Fashion changes through the decades

The Roaring 20s

• Shortened, bobbed, or shingled hairstyles were the rage as everyone tried to look like the film stars.

• Fashion conscious men wore their hair parted in the middle, and slicked back with Brilliantine, which was likely the early beginnings of the famous Brylcreem. Others adopted the Cab Calloway ‘conk’ completely straight and stiff hair look.

Back to the Forties

• Longer, more feminine hairstyles, were extremely popular, as the ladies just had to have those Betty Davis curls, Betty Grable topknots with ringlets, Rita Hayworth waves, and Veronica Lake’s sexy lock hanging over one eye.

• The men stayed with the short and slick hairstyles, along with skinny neatly trimmed moustaches made famous by heartthrob Errol Flynn. This was also the era where the instant “sun-kissed look” was available in a bottle.

The Fabulous Fifties

• The “new ideals of beauty” saw the women going wild with all sorts of makeup, including heavy doses and colors of mascara, eyeliner, and lipsticks. Their hairstyles would suffer great abuse at this time, absorbing gallons of sprays, teasing, and stylings to achieve the perfect and stay-put curls, waves and bouffant.

• Hip men were wearing their hair in a D.A. (short for duck’s ass) style, which was slicked down with grease and complimented with long sideburns (like Elvis) or a high-crowned and poufy pompadour.

Soaring into the Sixties

• The ladies were entering into the workforce and the more practical short or long straight hairstyles were in, instead of spending hours of primping and pampering in the salons. This was complemented by pale lips and hardly any makeup.

• The fabulous Beatles created frenzy in men’s hairstyles, with moptops the craze, while the influence of the hippy movement advocated the natural wild look and colors for both sexes.

Here come the Seventies

• The oncoming social revolution reflected on standards of beauty. Men and women of all ethnicities wore their hair long, natural, and free, taking example of Farrah Fawcett’s sensational free-falling curls, bronzed skin, and glossy lips.

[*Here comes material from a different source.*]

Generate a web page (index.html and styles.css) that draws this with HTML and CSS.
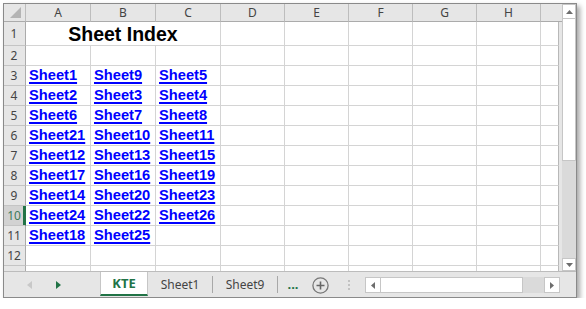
FILE: index.html
```html
<!DOCTYPE html>
<html>
<head>
<meta charset="utf-8">
<link rel="stylesheet" href="styles.css">
</head>
<body>
<div class="win">
  <div class="main">
    <div class="sheet">
      <div class="colhdr">
        <div class="corner"><svg width="12" height="12" viewBox="0 0 12 12"><polygon points="11,0 11,11 0,11" fill="#b4b4b4"/></svg></div>
        <div>A</div><div>B</div><div>C</div><div>D</div><div>E</div><div>F</div><div>G</div><div>H</div><div class="last"></div>
      </div>
      <div class="row r1"><div class="rh">1</div><div class="c title">Sheet Index</div><div class="c"></div><div class="c"></div><div class="c"></div><div class="c"></div><div class="c"></div><div class="c"></div><div class="gap"></div></div>
      <div class="row"><div class="rh">2</div><div class="c"></div><div class="c"></div><div class="c"></div><div class="c"></div><div class="c"></div><div class="c"></div><div class="c"></div><div class="c"></div><div class="c"></div><div class="gap"></div></div>
      <div class="row"><div class="rh">3</div><div class="c"><a>Sheet1</a></div><div class="c"><a>Sheet9</a></div><div class="c"><a>Sheet5</a></div><div class="c"></div><div class="c"></div><div class="c"></div><div class="c"></div><div class="c"></div><div class="c"></div><div class="gap"></div></div>
      <div class="row"><div class="rh">4</div><div class="c"><a>Sheet2</a></div><div class="c"><a>Sheet3</a></div><div class="c"><a>Sheet4</a></div><div class="c"></div><div class="c"></div><div class="c"></div><div class="c"></div><div class="c"></div><div class="c"></div><div class="gap"></div></div>
      <div class="row"><div class="rh">5</div><div class="c"><a>Sheet6</a></div><div class="c"><a>Sheet7</a></div><div class="c"><a>Sheet8</a></div><div class="c"></div><div class="c"></div><div class="c"></div><div class="c"></div><div class="c"></div><div class="c"></div><div class="gap"></div></div>
      <div class="row"><div class="rh">6</div><div class="c"><a>Sheet21</a></div><div class="c"><a>Sheet10</a></div><div class="c"><a>Sheet11</a></div><div class="c"></div><div class="c"></div><div class="c"></div><div class="c"></div><div class="c"></div><div class="c"></div><div class="gap"></div></div>
      <div class="row"><div class="rh">7</div><div class="c"><a>Sheet12</a></div><div class="c"><a>Sheet13</a></div><div class="c"><a>Sheet15</a></div><div class="c"></div><div class="c"></div><div class="c"></div><div class="c"></div><div class="c"></div><div class="c"></div><div class="gap"></div></div>
      <div class="row"><div class="rh">8</div><div class="c"><a>Sheet17</a></div><div class="c"><a>Sheet16</a></div><div class="c"><a>Sheet19</a></div><div class="c"></div><div class="c"></div><div class="c"></div><div class="c"></div><div class="c"></div><div class="c"></div><div class="gap"></div></div>
      <div class="row"><div class="rh">9</div><div class="c"><a>Sheet14</a></div><div class="c"><a>Sheet20</a></div><div class="c"><a>Sheet23</a></div><div class="c"></div><div class="c"></div><div class="c"></div><div class="c"></div><div class="c"></div><div class="c"></div><div class="gap"></div></div>
      <div class="row"><div class="rh active">10</div><div class="c"><a>Sheet24</a></div><div class="c"><a>Sheet22</a></div><div class="c"><a>Sheet26</a></div><div class="c"></div><div class="c"></div><div class="c"></div><div class="c"></div><div class="c"></div><div class="c"></div><div class="gap"></div></div>
      <div class="row"><div class="rh">11</div><div class="c"><a>Sheet18</a></div><div class="c"><a>Sheet25</a></div><div class="c"></div><div class="c"></div><div class="c"></div><div class="c"></div><div class="c"></div><div class="c"></div><div class="c"></div><div class="gap"></div></div>
      <div class="row"><div class="rh">12</div><div class="c"></div><div class="c"></div><div class="c"></div><div class="c"></div><div class="c"></div><div class="c"></div><div class="c"></div><div class="c"></div><div class="c"></div><div class="gap"></div></div>
      <div class="row part"><div class="rh"></div><div class="c"></div><div class="c"></div><div class="c"></div><div class="c"></div><div class="c"></div><div class="c"></div><div class="c"></div><div class="c"></div><div class="c"></div><div class="gap"></div></div>
    </div>
    <div class="vscroll">
      <div class="sbox up"><svg width="7" height="4" viewBox="0 0 7 4"><polygon points="0,4 7,4 3.5,0" fill="#6d6d6d"/></svg></div>
      <div class="vthumb"></div>
      <div class="vtrack"></div>
      <div class="sbox down"><svg width="7" height="4" viewBox="0 0 7 4"><polygon points="0,0 7,0 3.5,4" fill="#6d6d6d"/></svg></div>
    </div>
  </div>
  <div class="tabbar">
    <div class="nav">
      <svg class="navl" width="5" height="8" viewBox="0 0 5 8"><polygon points="5,0 5,8 0,4" fill="#c8c8c8"/></svg>
      <svg class="navr" width="5" height="8" viewBox="0 0 5 8"><polygon points="0,0 0,8 5,4" fill="#217346"/></svg>
    </div>
    <div class="tab active">KTE</div>
    <div class="tab">Sheet1</div>
    <div class="sep"></div>
    <div class="tab">Sheet9</div>
    <div class="sep"></div>
    <div class="more">...</div>
    <div class="plus"><svg width="17" height="17" viewBox="0 0 17 17"><circle cx="8.5" cy="8.5" r="7.6" fill="none" stroke="#777" stroke-width="1.3"/><path d="M8.5 4.5v8M4.5 8.5h8" stroke="#666" stroke-width="1.6"/></svg></div>
    <div class="dots"><span></span><span></span><span></span></div>
    <div class="hscroll">
      <div class="hbox"><svg width="4" height="7" viewBox="0 0 4 7"><polygon points="4,0 4,7 0,3.5" fill="#6d6d6d"/></svg></div>
      <div class="hthumb"></div>
      <div class="htrack"></div>
      <div class="hbox"><svg width="4" height="7" viewBox="0 0 4 7"><polygon points="0,0 0,7 4,3.5" fill="#6d6d6d"/></svg></div>
    </div>
  </div>
</div>
</body>
</html>
```

FILE: styles.css
```css
html, body {
  margin: 0;
  background: #ffffff;
}
body {
  padding: 3px 0 0 3px;
}
.win {
  width: 574px;
  height: 295px;
  box-sizing: border-box;
  border: 1px solid #8a8a8a;
  background: #e6e6e6;
  box-shadow: 3px 3px 5px rgba(0, 0, 0, 0.35);
  display: flex;
  flex-direction: column;
}
.main {
  display: flex;
  height: 267px;
}
.sheet {
  width: 558px;
  display: flex;
  flex-direction: column;
  background: #ffffff;
  overflow: hidden;
}
.colhdr {
  display: grid;
  grid-template-columns: 22px 65px 65px 65px 64px 64px 64px 64px 64px 21px;
  height: 18px;
  flex: none;
  background: #e6e6e6;
}
.colhdr > div {
  box-sizing: border-box;
  border-right: 1px solid #bdbdbd;
  border-bottom: 1px solid #ababab;
  text-align: center;
  font: 12px "Noto Sans", sans-serif;
  color: #444444;
  line-height: 17px;
}
.colhdr > .last {
  border-right: none;
}
.colhdr > .corner {
  display: flex;
  align-items: flex-end;
  justify-content: flex-end;
  padding: 0 3px 2px 0;
}
.row {
  display: grid;
  grid-template-columns: 22px 65px 65px 65px 64px 64px 64px 64px 64px 18px 3px;
  height: 20px;
  flex: none;
}
.row.r1 {
  height: 24px;
  grid-template-columns: 22px 195px 64px 64px 64px 64px 64px 18px 3px;
}
.row.part {
  height: 5px;
}
.row > div {
  box-sizing: border-box;
  border-right: 1px solid #d4d4d4;
  border-bottom: 1px solid #d4d4d4;
  min-width: 0;
}
.row.part > div {
  border-bottom: none;
}
.row > .rh {
  background: #e6e6e6;
  border-right-color: #ababab;
  border-bottom-color: #c4c4c4;
  font: 12px "Noto Sans", sans-serif;
  color: #444444;
  display: flex;
  align-items: center;
  justify-content: center;
  padding-right: 1px;
}
.row > .rh.active {
  background: #d2d2d2;
  color: #3d7a5a;
  box-shadow: inset -2px 0 0 #217346;
  border-right-color: #217346;
}
.row > .gap {
  background: #e6e6e6;
  border: none;
}
.row > div:nth-last-child(2) {
  border-right-color: #b8b8b8;
}
.c {
  white-space: nowrap;
  overflow: visible;
  padding-left: 3px;
  font: bold 14.67px/19px "Liberation Sans", Arial, sans-serif;
}
.c a {
  color: #0000ff;
  text-decoration: underline;
  text-decoration-thickness: 2px;
  text-underline-offset: 2px;
}
.c.title {
  text-align: center;
  font-size: 19.5px;
  line-height: 22px;
  padding: 1px 0 0 0;
  color: #000000;
}
.vscroll {
  width: 14px;
  display: flex;
  flex-direction: column;
  background: #e6e6e6;
}
.sbox {
  box-sizing: border-box;
  background: #ffffff;
  border: 1px solid #c6c6c6;
  display: flex;
  align-items: center;
  justify-content: center;
}
.sbox.up {
  height: 15px;
}
.sbox.down {
  height: 13px;
}
.vthumb {
  height: 142px;
  box-sizing: border-box;
  background: #ffffff;
  border: 1px solid #c6c6c6;
  border-top: none;
}
.vtrack {
  height: 97px;
  background: #dadada;
}
.tabbar {
  height: 26px;
  box-sizing: border-box;
  border-top: 1px solid #bcbcbc;
  display: flex;
  font: 12px "Noto Sans", sans-serif;
  color: #444444;
}
.nav {
  width: 96px;
  display: flex;
  align-items: center;
  padding-left: 23px;
  box-sizing: border-box;
  gap: 24px;
}
.tab {
  width: 64px;
  display: flex;
  align-items: center;
  justify-content: center;
  height: 24px;
}
.tab.active {
  width: 48px;
  box-sizing: border-box;
  background: #ffffff;
  border-left: 1px solid #c6c6c6;
  border-right: 1px solid #c6c6c6;
  border-bottom: 2px solid #217346;
  color: #217346;
  font-weight: bold;
  font-size: 13px;
}
.sep {
  width: 1px;
  height: 17px;
  margin-top: 4px;
  background: #a8a8a8;
}
.more {
  width: 30px;
  color: #217346;
  font-weight: bold;
  font-size: 13px;
  text-align: center;
  line-height: 24px;
}
.plus {
  width: 24px;
  display: flex;
  align-items: center;
  justify-content: center;
  height: 26px;
}
.dots {
  width: 33px;
  display: flex;
  flex-direction: column;
  align-items: center;
  justify-content: center;
  gap: 2px;
  height: 25px;
}
.dots span {
  width: 2px;
  height: 2px;
  background: #c2c2c2;
}
.hscroll {
  width: 195px;
  height: 16px;
  margin-top: 5px;
  display: flex;
}
.hbox {
  width: 16px;
  box-sizing: border-box;
  background: #ffffff;
  border: 1px solid #c6c6c6;
  display: flex;
  align-items: center;
  justify-content: center;
}
.hthumb {
  width: 142px;
  box-sizing: border-box;
  background: #ffffff;
  border: 1px solid #c6c6c6;
  border-left: none;
}
.htrack {
  width: 21px;
  background: #dadada;
}
```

• Men followed the Afros and feathered hairstyles of their teen idols, while the punk movement created the provocative look of spiked hair-dos in many colors, as well as tattoos, piercings, and spectacular makeup.

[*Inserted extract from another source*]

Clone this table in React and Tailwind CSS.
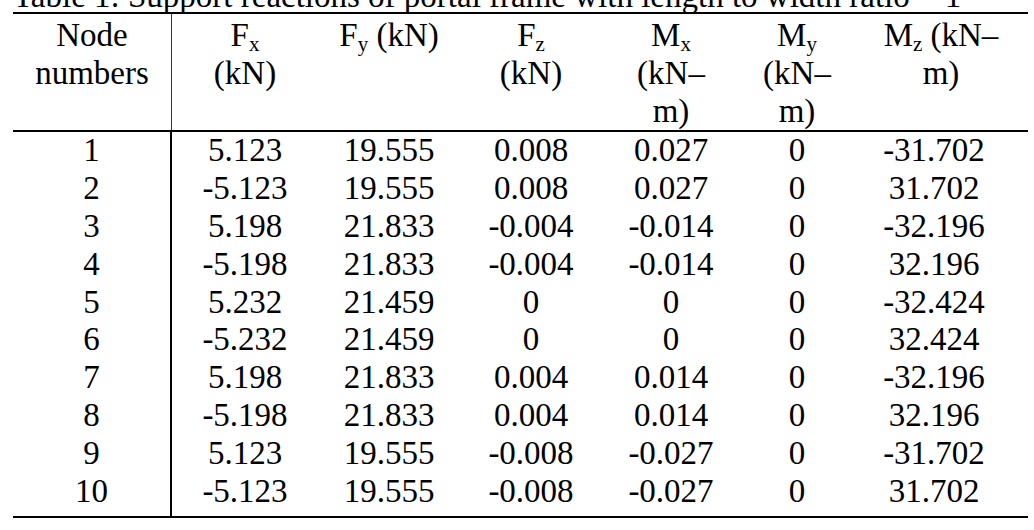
import React from "react";

const rows = [
  ["1", "5.123", "19.555", "0.008", "0.027", "0", "-31.702"],
  ["2", "-5.123", "19.555", "0.008", "0.027", "0", "31.702"],
  ["3", "5.198", "21.833", "-0.004", "-0.014", "0", "-32.196"],
  ["4", "-5.198", "21.833", "-0.004", "-0.014", "0", "32.196"],
  ["5", "5.232", "21.459", "0", "0", "0", "-32.424"],
  ["6", "-5.232", "21.459", "0", "0", "0", "32.424"],
  ["7", "5.198", "21.833", "0.004", "0.014", "0", "-32.196"],
  ["8", "-5.198", "21.833", "0.004", "0.014", "0", "32.196"],
  ["9", "5.123", "19.555", "-0.008", "-0.027", "0", "-31.702"],
  ["10", "-5.123", "19.555", "-0.008", "-0.027", "0", "31.702"],
];

const grid = "grid grid-cols-[159px_146px_142px_142px_138px_114px_174px]";

function Sub({ children }) {
  return (
    <span className="relative top-[5px] text-[21px] leading-none">{children}</span>
  );
}

export default function App() {
  return (
    <div
      className="bg-white text-black w-[1034px] h-[530px] overflow-hidden text-[33px] leading-[37.8px]"
      style={{ fontFamily: '"Liberation Serif", "Times New Roman", serif' }}
    >
      <div className="-mt-[22px] h-[34px] pl-[13px] whitespace-nowrap">
        Table 1: Support reactions of portal frame with length to width ratio = 1
      </div>
      <div className="ml-[13px] w-[1015px] border-t-2 border-b-2 border-black">
        <div className={`${grid} border-b-2 border-black text-center`}>
          <div className="border-r border-[#333] pt-[3px] pb-[1px]">
            <div>Node</div>
            <div>numbers</div>
          </div>
          <div className="pt-[3px]">
            <div>
              F<Sub>x</Sub>
            </div>
            <div>(kN)</div>
          </div>
          <div className="pt-[3px]">
            <div>
              F<Sub>y</Sub> (kN)
            </div>
          </div>
          <div className="pt-[3px]">
            <div>
              F<Sub>z</Sub>
            </div>
            <div>(kN)</div>
          </div>
          <div className="pt-[3px]">
            <div>
              M<Sub>x</Sub>
            </div>
            <div>(kN–</div>
            <div>m)</div>
          </div>
          <div className="pt-[3px]">
            <div>
              M<Sub>y</Sub>
            </div>
            <div>(kN–</div>
            <div>m)</div>
          </div>
          <div className="pt-[3px]">
            <div>
              M<Sub>z</Sub> (kN–
            </div>
            <div>m)</div>
          </div>
        </div>
        <div className="pb-[6px]">
          {rows.map((r, i) => (
            <div key={i} className={`${grid} text-center`}>
              <div className={`border-r-2 border-black ${i === 9 ? "pb-[6px] -mb-[6px]" : ""}`}>{r[0]}</div>
              <div>{r[1]}</div>
              <div>{r[2]}</div>
              <div>{r[3]}</div>
              <div>{r[4]}</div>
              <div>{r[5]}</div>
              <div className="pr-[14px]">{r[6]}</div>
            </div>
          ))}
        </div>
      </div>
    </div>
  );
}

Through the ’80s and into the ’90s

• Welcome to the “age of excess” that featured bigger and better hairstyles, flagrant makeup and neon totally messed up hair, which was also punk-influenced by braids, spikes, colors, and anything needed to follow the stars.

• In the 1990s the grunge movement featured matted and shaggy unstyled hairstyles with more piercing, while others followed basketball superstar Michael Jordon and shaved it all off.

And now as we zoom into the 21st century it is safe to say anything goes as far as hair, styles, and looks are concerned, and the way the modern world of technology has taken over, if we don’t like how it looks today, you can always get an appointment and change it all tomorrow. Whatever the case, let’s all strive to keep it all happy and healthy, because it has to last us forever.